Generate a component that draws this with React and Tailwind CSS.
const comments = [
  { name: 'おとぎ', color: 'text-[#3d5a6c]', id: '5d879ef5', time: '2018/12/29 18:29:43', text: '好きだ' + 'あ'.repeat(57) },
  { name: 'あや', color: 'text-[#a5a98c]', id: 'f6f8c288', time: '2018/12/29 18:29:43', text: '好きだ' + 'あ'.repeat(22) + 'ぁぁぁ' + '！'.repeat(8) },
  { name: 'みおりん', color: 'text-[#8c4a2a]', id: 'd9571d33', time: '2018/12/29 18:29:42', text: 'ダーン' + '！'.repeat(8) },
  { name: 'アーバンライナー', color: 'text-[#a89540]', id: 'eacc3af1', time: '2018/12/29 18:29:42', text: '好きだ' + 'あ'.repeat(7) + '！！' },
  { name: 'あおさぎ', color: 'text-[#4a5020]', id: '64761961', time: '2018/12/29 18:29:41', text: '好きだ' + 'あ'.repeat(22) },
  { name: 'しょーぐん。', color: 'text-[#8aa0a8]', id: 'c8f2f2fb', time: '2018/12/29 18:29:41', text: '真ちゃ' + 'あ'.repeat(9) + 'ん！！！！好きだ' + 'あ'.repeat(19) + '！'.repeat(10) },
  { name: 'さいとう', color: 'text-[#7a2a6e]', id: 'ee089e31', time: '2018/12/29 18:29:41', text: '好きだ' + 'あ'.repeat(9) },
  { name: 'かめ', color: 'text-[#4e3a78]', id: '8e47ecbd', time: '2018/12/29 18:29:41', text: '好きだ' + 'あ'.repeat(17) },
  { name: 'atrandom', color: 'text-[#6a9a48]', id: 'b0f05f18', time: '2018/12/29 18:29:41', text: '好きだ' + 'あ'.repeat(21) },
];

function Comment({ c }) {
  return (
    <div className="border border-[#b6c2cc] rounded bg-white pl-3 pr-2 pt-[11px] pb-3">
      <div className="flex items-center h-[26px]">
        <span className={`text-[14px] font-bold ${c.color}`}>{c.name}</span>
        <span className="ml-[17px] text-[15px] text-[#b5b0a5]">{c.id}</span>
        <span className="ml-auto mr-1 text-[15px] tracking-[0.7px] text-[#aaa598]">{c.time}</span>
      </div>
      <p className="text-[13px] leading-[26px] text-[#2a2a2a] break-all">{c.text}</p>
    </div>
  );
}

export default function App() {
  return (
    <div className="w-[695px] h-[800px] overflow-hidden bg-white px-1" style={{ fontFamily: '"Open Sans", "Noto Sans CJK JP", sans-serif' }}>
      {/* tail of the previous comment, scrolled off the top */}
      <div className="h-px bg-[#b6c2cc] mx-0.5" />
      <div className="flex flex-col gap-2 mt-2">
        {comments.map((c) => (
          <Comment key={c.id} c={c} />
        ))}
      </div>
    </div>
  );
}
* * *
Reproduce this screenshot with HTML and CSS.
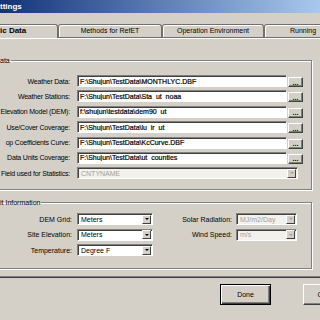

STATED PROBLEM -
Tell how many lines include "with". The number is the whole answer.

FINISHED ANSWER -
2